Over the years, baseball analysts of a statistical bent have worked hard to quantify many of the basic components of major-league success. Batting, fielding, pitching, baserunning, even managerial decisions-each have been broken down to their atomic ingredients and reassembled into metrics that best correlate to scoring or preventing runs, producing wins, and generating monetary value. One factor that hasn’t been quantified, however, is that hoariest of journalistic chestnuts: team chemistry.
Trying to isolate and measure such psychosocial factors can be virtually impossible. Yet when the Chicago Cubs signed Marlon Byrd to be their new center fielder on New Year’s Eve, they provided us with at least one data point as to how much money a major-league club is willing to spend for essentially the sole purpose of making their fans, the media, and perhaps even the rest of the roster happy.

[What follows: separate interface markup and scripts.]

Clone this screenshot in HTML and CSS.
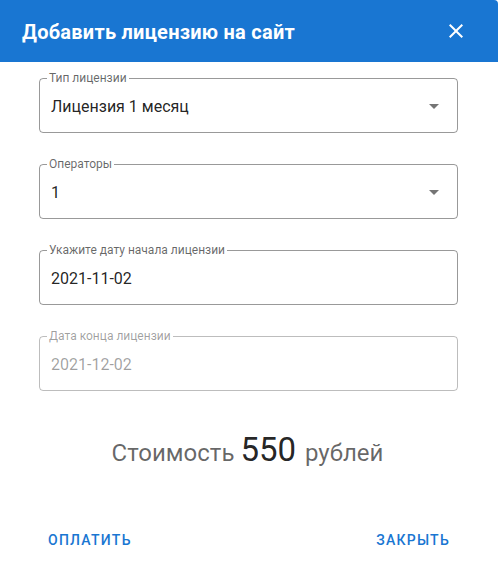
FILE: index.html
```html
<!DOCTYPE html>
<html lang="ru">
<head>
<meta charset="utf-8">
<link rel="stylesheet" href="styles.css">
</head>
<body>
<div class="dialog">
  <div class="header">
    <h2 class="title">Добавить лицензию на сайт</h2>
    <button class="close" aria-label="close">
      <svg viewBox="0 0 24 24" width="24" height="24"><path fill="#fff" d="M19 6.41 17.59 5 12 10.59 6.41 5 5 6.41 10.59 12 5 17.59 6.41 19 12 13.41 17.59 19 19 17.59 13.41 12z"/></svg>
    </button>
  </div>
  <div class="content">
    <div class="field">
      <fieldset class="outline"><legend>Тип лицензии</legend></fieldset>
      <div class="value">Лицензия 1 месяц</div>
      <svg class="arrow" viewBox="0 0 24 24" width="24" height="24"><path fill="rgba(0,0,0,0.54)" d="M7 10l5 5 5-5z"/></svg>
    </div>
    <div class="field">
      <fieldset class="outline"><legend>Операторы</legend></fieldset>
      <div class="value">1</div>
      <svg class="arrow" viewBox="0 0 24 24" width="24" height="24"><path fill="rgba(0,0,0,0.54)" d="M7 10l5 5 5-5z"/></svg>
    </div>
    <div class="field">
      <fieldset class="outline"><legend>Укажите дату начала лицензии</legend></fieldset>
      <div class="value">2021-11-02</div>
    </div>
    <div class="field disabled">
      <fieldset class="outline"><legend>Дата конца лицензии</legend></fieldset>
      <div class="value">2021-12-02</div>
    </div>
    <div class="cost">Стоимость <span class="sum">550</span> рублей</div>
  </div>
  <div class="actions">
    <button class="btn">Оплатить</button>
    <button class="btn">Закрыть</button>
  </div>
</div>
</body>
</html>
```
FILE: styles.css
```css
* { box-sizing: border-box; }
html, body { margin: 0; padding: 0; background: #fff; }
body { font-family: Roboto, "Noto Sans", sans-serif; width: 498px; height: 564px; overflow: hidden; }
.dialog { width: 498px; height: 564px; display: flex; flex-direction: column; background: #fff; }
.header {
  height: 62px; background: #1976d2; border-top-right-radius: 4px;
  display: flex; align-items: center; justify-content: space-between;
  padding: 0 30px 0 22px;
}
.title { margin: 0; color: #fff; font-size: 20px; font-weight: 700; letter-spacing: 0.25px; line-height: 1; padding-top: 2px; }
.close { border: 0; background: none; padding: 0; width: 24px; height: 24px; display: flex; cursor: pointer; }
.content { padding: 16px 40px 0 39px; display: flex; flex-direction: column; gap: 31px; }
.field { position: relative; height: 55px; display: flex; align-items: center; padding: 0 12px; }
.outline {
  position: absolute; inset: -7px 0 0 0; margin: 0; padding: 0 7px;
  border: 1px solid rgba(0,0,0,0.4); border-radius: 4px; pointer-events: none;
}
.outline legend {
  padding: 0 2px; font-size: 12px; line-height: 14px; color: rgba(0,0,0,0.6); letter-spacing: 0;
}
.value { font-size: 16px; color: rgba(0,0,0,0.87); letter-spacing: 0; padding-top: 1px; }
.arrow { position: absolute; right: 12px; top: 16px; }
.disabled .outline { border-color: rgba(0,0,0,0.26); }
.disabled .outline legend { color: rgba(0,0,0,0.38); }
.disabled .value { color: rgba(0,0,0,0.38); }
.cost { margin-top: 8px; text-align: center; font-size: 24px; color: rgba(0,0,0,0.6); line-height: 40px; padding-right: 2px; }
.sum { font-size: 33px; color: rgba(0,0,0,0.87); margin: 0 3px 0 0; }
.actions { margin-top: auto; height: 48px; display: flex; justify-content: space-between; align-items: center; padding: 0 40px 0 40px; }
.btn {
  border: 0; background: none; font-family: Roboto, sans-serif; font-size: 14px; font-weight: 500;
  letter-spacing: 1.25px; text-transform: uppercase; color: #1976d2; padding: 6px 8px; cursor: pointer;
}
```
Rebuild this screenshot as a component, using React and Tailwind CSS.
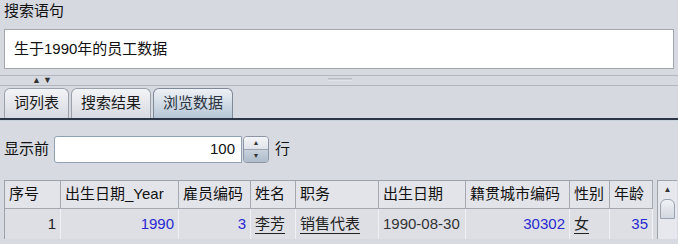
import React from "react";

const font = { fontFamily: '"Liberation Sans", "Noto Sans CJK SC", sans-serif' };

const cols = [
  { h: "序号", w: 56, v: "1", cls: "text-right text-[#222]" },
  { h: "出生日期_Year", w: 118, v: "1990", cls: "text-right text-[#2a2ad0]" },
  { h: "雇员编码", w: 72, v: "3", cls: "text-right text-[#2a2ad0]" },
  { h: "姓名", w: 45, v: "李芳", cls: "text-left underline underline-offset-4 text-[#222]" },
  { h: "职务", w: 83, v: "销售代表", cls: "text-left underline underline-offset-4 text-[#222]" },
  { h: "出生日期", w: 87, v: "1990-08-30", cls: "text-left text-[#333]" },
  { h: "籍贯城市编码", w: 104, v: "30302", cls: "text-right text-[#2a2ad0]" },
  { h: "性别", w: 40, v: "女", cls: "text-left underline underline-offset-4 text-[#222]" },
  { h: "年龄", w: 43, v: "35", cls: "text-right text-[#2a2ad0]" },
];

function Tab({ label, active }) {
  return (
    <div
      className={
        "flex h-[30px] items-center rounded-t-[6px] border border-b-0 px-[9px] text-[15px] " +
        (active
          ? "border-[#7f8a99] bg-gradient-to-b from-[#eef1f5] to-[#b6c6d6] text-[#2b3440]"
          : "border-[#9aa1ab] bg-gradient-to-b from-[#f3f4f7] to-[#d7dae1] text-[#1a1a1a]")
      }
    >
      {label}
    </div>
  );
}

export default function App() {
  return (
    <div className="flex h-[244px] w-[678px] flex-col overflow-hidden bg-[#d7d9e1]" style={font}>
      <div className="h-[29px] pl-[4px] pt-[1px] text-[15px] leading-[20px] text-[#111]">搜索语句</div>
      <div className="mx-[4px] flex h-[40px] items-center border border-[#a3a6ad] bg-white pl-[9px] text-[15px] text-[#111]">
        生于1990年的员工数据
      </div>

      <div className="mt-[6px] flex h-[11px] flex-col border-y border-[#b3b6be]">
        <div className="relative flex h-full items-center">
          <span className="ml-[32px] text-[9px] leading-none text-[#333]">▲</span>
          <span className="ml-[2px] text-[9px] leading-none text-[#333]">▼</span>
          <div className="absolute left-[328px] top-[2px] h-[3px] w-[24px] bg-gradient-to-b from-[#aeb1b8] to-[#eceef2]" />
        </div>
      </div>

      <div className="mt-[2px] flex items-end gap-[2px] pl-[4px]">
        <Tab label="词列表" />
        <Tab label="搜索结果" />
        <Tab label="浏览数据" active />
      </div>
      <div className="h-[3px] border-t-2 border-[#2c3646] bg-[#c9d3de]" />

      <div className="flex-1 bg-[#d8dae1] pl-[4px] pt-[15px]">
        <div className="flex h-[27px] items-center text-[15px] text-[#111]">
          <span className="w-[50px]">显示前</span>
          <div className="flex h-[27px] w-[188px] items-center justify-end rounded-l-[3px] border border-[#8ea1b5] bg-white pr-[6px] text-[15px] text-[#111]">
            100
          </div>
          <div className="ml-[1px] flex h-[27px] w-[26px] flex-col overflow-hidden rounded-[4px] border border-[#8b95a3]">
            <div className="flex flex-1 items-center justify-center bg-gradient-to-b from-[#f4f5f8] to-[#dfe3e9] text-[7px] text-[#333]">▲</div>
            <div className="flex flex-1 items-center justify-center border-t border-[#9aa3af] bg-gradient-to-b from-[#c8d2dd] to-[#aebccb] text-[7px] text-[#333]">▼</div>
          </div>
          <span className="ml-[6px]">行</span>
        </div>

        <div className="mt-[17px] flex">
          <div className="border-l border-t border-[#9ea2aa]">
            <div className="flex h-[28px] bg-[#e3e4e9]">
              {cols.map((c) => (
                <div
                  key={c.h}
                  style={{ width: c.w }}
                  className="flex items-center border-r border-b border-[#a4a8b0] px-[4px] text-[15px] text-[#111] whitespace-nowrap"
                >
                  {c.h}
                </div>
              ))}
            </div>
            <div className="flex h-[30px] bg-[#dddfe5]">
              {cols.map((c) => (
                <div
                  key={c.h}
                  style={{ width: c.w }}
                  className={"flex items-center border-r border-[#f0f1f4] px-[4px] text-[15px] whitespace-nowrap " + c.cls + (c.cls.includes("text-right") ? " justify-end" : "")}
                >
                  {c.v}
                </div>
              ))}
            </div>
          </div>
          <div className="ml-[4px] flex w-[20px] flex-col border-l border-t border-[#a0a4ab] bg-[#e6e8ed]">
            <div className="flex h-[18px] items-center justify-center text-[8px] text-[#333]">▲</div>
            <div className="mx-[2px] h-[20px] rounded-t-[6px] border border-[#9aa3af] bg-gradient-to-b from-[#f0f2f5] to-[#d2d8e0]" />
          </div>
        </div>
      </div>
    </div>
  );
}
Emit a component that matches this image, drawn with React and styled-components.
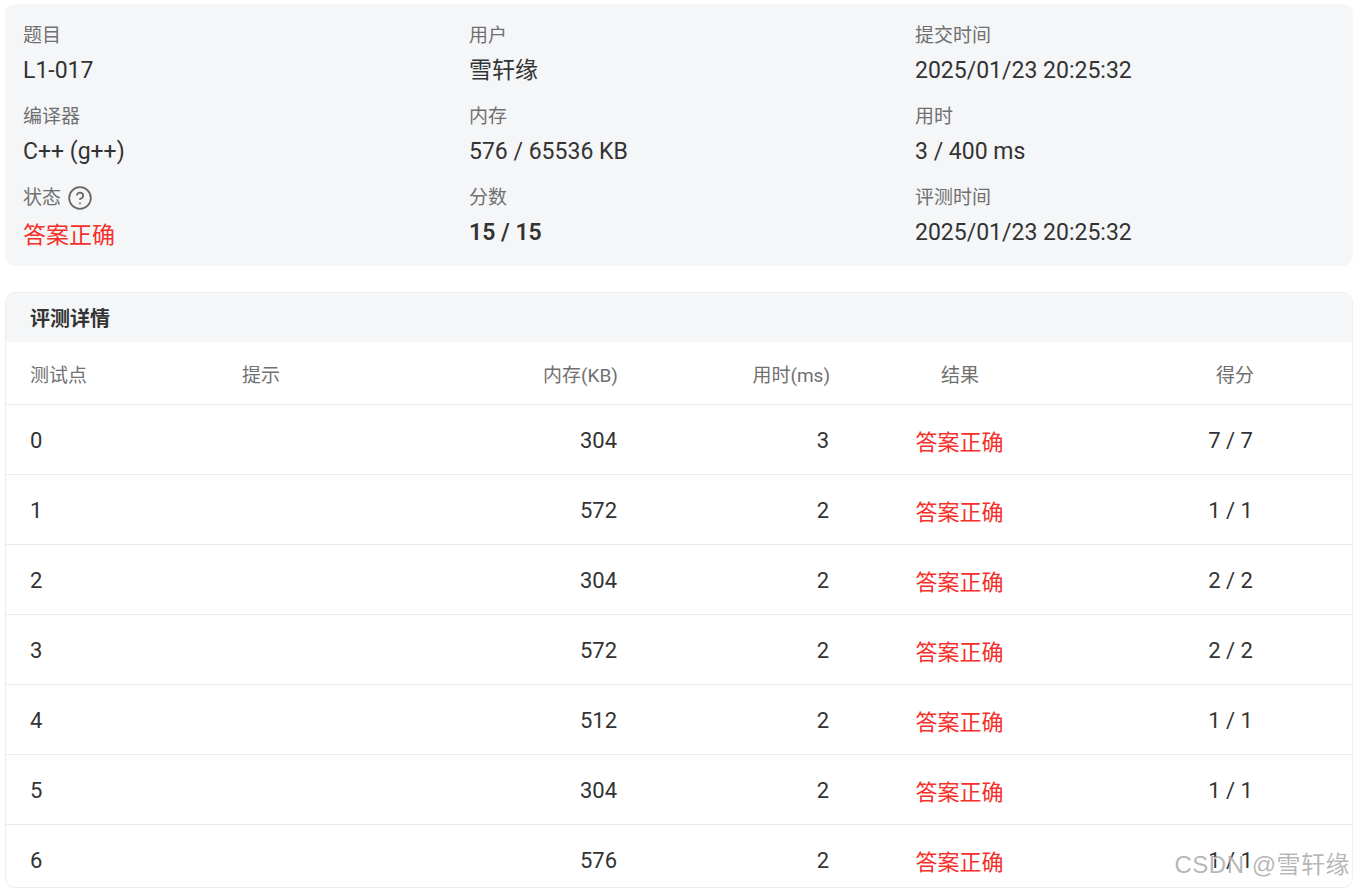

The Byrd signing, of course, is just the final shoe to drop following Jim Hendry’s seemingly ill-fated decision to sign Milton Bradley to a three-year, $30 million contract prior to the 2009 season. Gallons of ink have already been spilled (or, perhaps more accurately, millions of text characters have already been rendered) detailing the sad story of Bradley’s summer sublet in Wrigleyville, how his combination of mediocre production and self-inflicted PR wounds led to fan and management unrest, and how the organization’s decision to publicly berate and suspend him resulted in one of the most visible examples of willful asset devaluation since the introduction of New Coke. Word is that Cubs players cheered when Bradley’s season-ending suspension was announced to the team in September, so it’s fair to say that the problems went beyond just standard fan unhappiness and media scapegoating in the midst of a disappointing season, and had become a sizable issue in the clubhouse. Regardless of which side you blame for that particularly ugly pas de deux, the unfortunate result was the Cubs felt compelled to trade Bradley to Seattle for a case of batting cage balls, delivered in the form of Carlos Silva and cash-a trade accurately described by Jay Jaffe on our internal BP mailing list as winning this offseason’s “My Dung Heap For Your Compost Pile Award.” The savings were used as a down payment on three years of Byrd to replace Bradley in the Cubs outfield.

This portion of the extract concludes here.